Saturday, January 7, 2017

Pakistan - Extremism unchecked





IF ever an image was emblematic of Pakistan’s progress in the war against extremism — and indeed of the fissures in its society — it is that of the viciously defaced Karachi Press Club walls. Last October, a group of artists had painted them with portraits of women who have made significant contributions to the country in various fields, including Fatima Surraiya Bajiya, Zubeida Mustafa, Yasmeen Lari, Perween Rahman and Sabeen Mahmud. To celebrate them in this manner was to celebrate the progressive ideas they embodied, the last two even having paid with their lives for their efforts towards a more inclusive and egalitarian society. On Wednesday night, those ideas came up against another side of Pakistani society — bigoted, fanatical and misogynistic. In what was clearly a premeditated act, members of ultra right-wing groups demonstrating outside the press club, one of several such protests to counter commemorations of Salmaan Taseer’s death anniversary in the country, spray-painted the walls with profanities and calls to murder.

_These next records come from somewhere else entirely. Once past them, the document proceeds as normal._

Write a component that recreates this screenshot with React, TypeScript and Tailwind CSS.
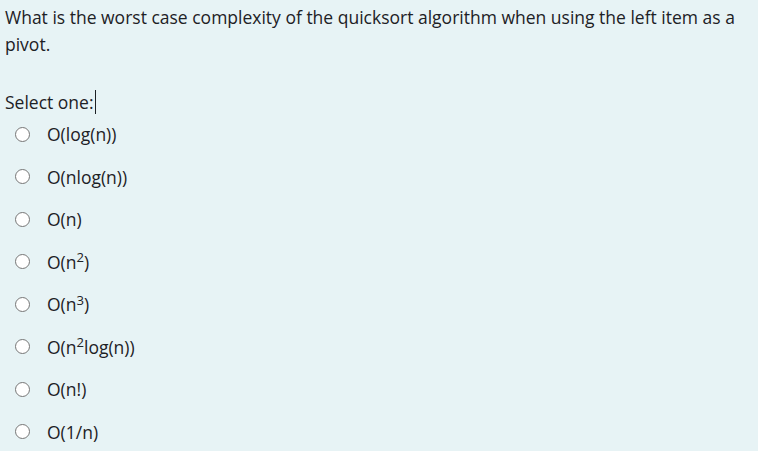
const options = [
  <>O(log(n))</>,
  <>O(nlog(n))</>,
  <>O(n)</>,
  <>
    O(n<sup>2</sup>)
  </>,
  <>
    O(n<sup>3</sup>)
  </>,
  <>
    O(n<sup>2</sup>log(n))
  </>,
  <>O(n!)</>,
  <>O(1/n)</>,
];

export default function App() {
  return (
    <div
      className="w-[758px] h-[451px] bg-[#e7f3f5] text-[#1d2125] pl-[5px] pt-[4px] overflow-hidden"
      style={{ fontFamily: '"Open Sans", "Noto Sans", sans-serif' }}
    >
      <p className="text-[17.5px] leading-[27px] w-[750px]">
        What is the worst case complexity of the quicksort algorithm when using the left item as a pivot.
      </p>

      <p className="mt-[33px] text-[17.5px] leading-[22px]">
        Select one<span className="border-r border-[#1d2125] pr-[1px]">:</span>
      </p>

      <div className="flex flex-col">
        {options.map((label, i) => (
          <label key={i} className="flex items-center h-[42.5px] pl-[10px]">
            <span className="w-[15px] h-[15px] rounded-full border border-[#767676] bg-white shrink-0" />
            <span className="ml-[17px] text-[17.5px] leading-[24px]">{label}</span>
          </label>
        ))}
      </div>
    </div>
  );
}
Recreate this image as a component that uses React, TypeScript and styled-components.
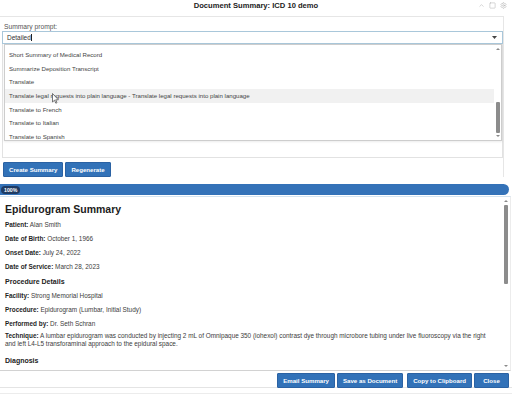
import React from "react";
import styled, { createGlobalStyle } from "styled-components";
import { ChevronUp, Square, Settings } from "lucide-react";

const GlobalStyle = createGlobalStyle`
  html, body { margin: 0; padding: 0; background: #fff; }
  body { font-family: "Liberation Sans", Arial, sans-serif; color: #333; }
  * { box-sizing: border-box; }
`;

const Window = styled.div`
  position: relative;
  width: 512px;
  height: 404px;
  overflow: hidden;
  display: flex;
  flex-direction: column;
  background: #fff;
`;

const TitleBar = styled.header`
  flex: none;
  height: 16px;
  display: grid;
  grid-template-columns: 1fr auto 1fr;
  align-items: center;
`;

const Title = styled.div`
  grid-column: 2;
  font-size: 7.6px;
  font-weight: 700;
  color: #222;
  line-height: 10px;
  margin-top: -4px;
`;

const WindowControls = styled.div`
  grid-column: 3;
  justify-self: end;
  display: flex;
  align-items: center;
  gap: 4px;
  padding-right: 5px;
  margin-top: -5px;
  color: #a8a8a8;
`;

const FormPanel = styled.section`
  flex: none;
  width: 504px;
  border-top: 1px solid #e6e6e6;
  border-right: 1px solid #e6e6e6;
  padding: 6px 0 0 2px;
`;

const FieldLabel = styled.div`
  height: 8px;
  line-height: 8px;
  font-size: 6.7px;
  color: #555;
  padding-left: 2px;
`;

const SelectBox = styled.div`
  width: 501px;
  height: 13px;
  border: 1px solid #a9c7da;
  display: flex;
  align-items: center;
  justify-content: space-between;
  padding: 0 5px 0 4px;
  font-size: 6.5px;
  color: #333;
`;

const Caret = styled.span`
  display: inline-block;
  width: 1px;
  height: 7px;
  background: #222;
  margin-left: 0.5px;
  vertical-align: middle;
`;

const PromptArea = styled.div`
  position: relative;
  width: 501px;
  height: 114px;
  border: 1px solid #e2e2e2;
  border-top: none;
`;

const DropdownList = styled.ul`
  position: absolute;
  top: 0;
  left: 1px;
  right: 0;
  height: 97px;
  margin: 0;
  padding: 0;
  list-style: none;
  display: flex;
  background: #fff;
  border: 1px solid #cdcdcd;
  box-shadow: 0 1px 2px rgba(0, 0, 0, 0.08);
`;

const OptionColumn = styled.div`
  flex: 1;
  padding-top: 3px;
  overflow: hidden;
`;

const Option = styled.li<{ $active?: boolean }>`
  height: 13.67px;
  line-height: 13.67px;
  padding-left: 4px;
  font-size: 6.1px;
  color: #444;
  white-space: nowrap;
  background: ${(p) => (p.$active ? "#f1f1f1" : "transparent")};
`;

const ScrollTrack = styled.div<{ $gapRight: number }>`
  flex: none;
  width: 5px;
  margin: 1px ${(p) => p.$gapRight}px 1px 1px;
  display: flex;
  flex-direction: column;
  align-items: center;
`;

const ScrollArrow = styled.div<{ $down?: boolean }>`
  flex: none;
  width: 0;
  height: 0;
  margin: 2px 0;
  border-left: 2px solid transparent;
  border-right: 2px solid transparent;
  ${(p) =>
    p.$down
      ? "border-top: 2.5px solid #8a8a8a;"
      : "border-bottom: 2.5px solid #8a8a8a;"}
`;

const ScrollThumb = styled.div<{ $offset: number; $size: number }>`
  flex: none;
  width: 4px;
  margin-top: ${(p) => p.$offset}px;
  height: ${(p) => p.$size}px;
  background: #8c8c8c;
  border-radius: 1px;
`;

const Spacer = styled.div`
  flex: 1;
`;

const ButtonRow = styled.div`
  display: flex;
  gap: 2px;
  margin-top: 4px;
  padding-left: 1px;
`;

const Button = styled.button`
  height: 15px;
  min-width: 35px;
  padding: 0 5px;
  border: 1px solid #2b62a3;
  border-radius: 1px;
  background: #3272b8;
  color: #fff;
  font-family: "Liberation Sans", Arial, sans-serif;
  font-size: 6.1px;
  font-weight: 700;
  line-height: 13px;
  white-space: nowrap;
  cursor: pointer;
`;

const ProgressBar = styled.div`
  flex: none;
  width: 509px;
  height: 11px;
  margin-top: 7px;
  background: #3472b8;
  border-radius: 0 6px 6px 0;
  display: flex;
  align-items: center;
  padding-left: 1px;
`;

const ProgressPill = styled.span`
  height: 8px;
  padding: 0 3px;
  border-radius: 4px;
  background: #1e3a62;
  color: #fff;
  font-size: 5.2px;
  font-weight: 700;
  line-height: 8px;
`;

const SummaryPane = styled.div`
  flex: none;
  width: 511px;
  height: 175px;
  margin-top: 1px;
  display: flex;
  border-top: 1px solid #d3e3f0;
  border-bottom: 1px solid #d2d2d2;
  border-right: 1px solid #ececec;
`;

const Article = styled.article`
  flex: 1;
  overflow: hidden;
  padding: 6px 0 0 5px;
  color: #3c3c3c;
`;

const Heading = styled.h2`
  margin: 0;
  font-size: 10.5px;
  line-height: 12px;
  font-weight: 700;
  color: #1c1c1c;
`;

const SubHeading = styled.h4<{ $space: number }>`
  margin: ${(p) => p.$space}px 0 0;
  font-size: 7px;
  line-height: 9px;
  font-weight: 700;
  color: #222;
`;

const Para = styled.p<{ $tight?: boolean }>`
  margin: ${(p) => (p.$tight ? "4px" : "6px")} 0 0;
  font-size: 6.4px;
  line-height: ${(p) => (p.$tight ? "7.5px" : "8px")};
  white-space: nowrap;
`;

const Key = styled.strong`
  font-weight: 700;
  color: #1f1f1f;
`;

const Footer = styled.footer`
  flex: none;
  display: flex;
  justify-content: flex-end;
  gap: 2px;
  padding: 2px 3px 0 0;
  height: 17px;
  border-bottom: 1px solid #e4e4e4;
`;

const GapButton = styled(Button)`
  margin-left: 2px;
`;

const BottomRule = styled.div`
  flex: none;
  margin-top: 5px;
  border-top: 1px solid #ececec;
`;

const Pointer = styled.svg`
  position: absolute;
  left: 52px;
  top: 93px;
`;

const options = [
  "Short Summary of Medical Record",
  "Summarize Deposition Transcript",
  "Translate",
  "Translate legal requests into plain language - Translate legal requests into plain language",
  "Translate to French",
  "Translate to Italian",
  "Translate to Spanish",
];

export default function App() {
  return (
    <>
      <GlobalStyle />
      <Window>
        <TitleBar>
          <Title>Document Summary: ICD 10 demo</Title>
          <WindowControls>
            <ChevronUp size={7} strokeWidth={1.6} />
            <Square size={7} strokeWidth={1.6} />
            <Settings size={7} strokeWidth={1.6} />
          </WindowControls>
        </TitleBar>

        <FormPanel>
          <FieldLabel>Summary prompt:</FieldLabel>
          <SelectBox>
            <span>
              Detailed
              <Caret />
            </span>
            <svg width="5" height="3" viewBox="0 0 5 3">
              <path d="M0 0h5L2.5 3z" fill="#444" />
            </svg>
          </SelectBox>
          <PromptArea>
            <DropdownList>
              <OptionColumn>
                {options.map((o, i) => (
                  <Option key={o} $active={i === 3}>
                    {o}
                  </Option>
                ))}
              </OptionColumn>
              <ScrollTrack $gapRight={1}>
                <ScrollArrow />
                <Spacer />
                <ScrollThumb $offset={0} $size={31} />
                <ScrollArrow $down />
              </ScrollTrack>
            </DropdownList>
          </PromptArea>
          <ButtonRow>
            <Button>Create Summary</Button>
            <Button>Regenerate</Button>
          </ButtonRow>
        </FormPanel>

        <ProgressBar>
          <ProgressPill>100%</ProgressPill>
        </ProgressBar>

        <SummaryPane>
          <Article>
            <Heading>Epidurogram Summary</Heading>
            <Para>
              <Key>Patient:</Key> Alan Smith
            </Para>
            <Para>
              <Key>Date of Birth:</Key> October 1, 1966
            </Para>
            <Para>
              <Key>Onset Date:</Key> July 24, 2022
            </Para>
            <Para>
              <Key>Date of Service:</Key> March 28, 2023
            </Para>
            <SubHeading $space={6}>Procedure Details</SubHeading>
            <Para>
              <Key>Facility:</Key> Strong Memorial Hospital
            </Para>
            <Para>
              <Key>Procedure:</Key> Epidurogram (Lumbar, Initial Study)
            </Para>
            <Para>
              <Key>Performed by:</Key> Dr. Seth Schran
            </Para>
            <Para $tight>
              <Key>Technique:</Key> A lumbar epidurogram was conducted by
              injecting 2 mL of Omnipaque 350 (iohexol) contrast dye through
              microbore tubing under live fluoroscopy via the right
              <br />
              and left L4-L5 transforaminal approach to the epidural space.
            </Para>
            <SubHeading $space={9}>Diagnosis</SubHeading>
          </Article>
          <ScrollTrack $gapRight={2}>
            <ScrollArrow />
            <ScrollThumb $offset={1} $size={79} />
            <Spacer />
            <ScrollArrow $down />
          </ScrollTrack>
        </SummaryPane>

        <Footer>
          <Button>Email Summary</Button>
          <Button>Save as Document</Button>
          <GapButton>Copy to Clipboard</GapButton>
          <Button>Close</Button>
        </Footer>
        <BottomRule />

        <Pointer width="7" height="11" viewBox="0 0 7 11">
          <path
            d="M0.5 0.5v8.5l2-1.8 1.3 3 1.2-.5-1.3-2.9h2.7z"
            fill="#fff"
            stroke="#555"
            strokeWidth="0.8"
            strokeLinejoin="round"
          />
        </Pointer>
      </Window>
    </>
  );
}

This is the ugly reality of the state’s much-vaunted ‘fight against extremism’, a fight that it vowed to take on with unwavering commitment after the APS Peshawar attack in December 2014. Two years on, with kinetic operations to dismantle the terrorist network in the northern areas virtually over, the other aspect of the fight — the long, laborious work to stamp out extremism from society — has barely begun. It is not that the state is incapable of asserting its writ: we have seen it do so comprehensively when Mr Taseer’s killer was tried and convicted. The problem is that it chooses to do so selectively instead of sending a consistent, resolute message.
How else can one explain the impunity with which certain right-wing elements continue to menace anyone who rejects their noxious worldview? Notwithstanding ad hoc measures such as the arrest in Lahore of over 100 people — who will undoubtedly soon be released without charge — for attempting to hold a rally to ‘celebrate’ the former Punjab governor’s assassination, where is the concerted drive against hate speech and incitement to violence that should be the cornerstone of the civilian aspect of NAP? Why does the government not robustly demonstrate that it values progressive voices rather than appeasing those who would build a shrine to an assassin?
Instead, the state goes through motions such as the Punjab apex committee meeting on Thursday where it resolved to choke terror funding and launch an indiscriminate crackdown against those providing financial support to terrorists. Yet the province has not seen action commensurate with the fact of it being the heartland of jihadist organisations. On the contrary, well-known centres of radical thought continue to operate unimpeded here while members of right-wing groups are being ‘mainstreamed’ into charitable work. Only when ‘zero-tolerance’ is more than just a meaningless buzzword will there be any hope of us turning the corner.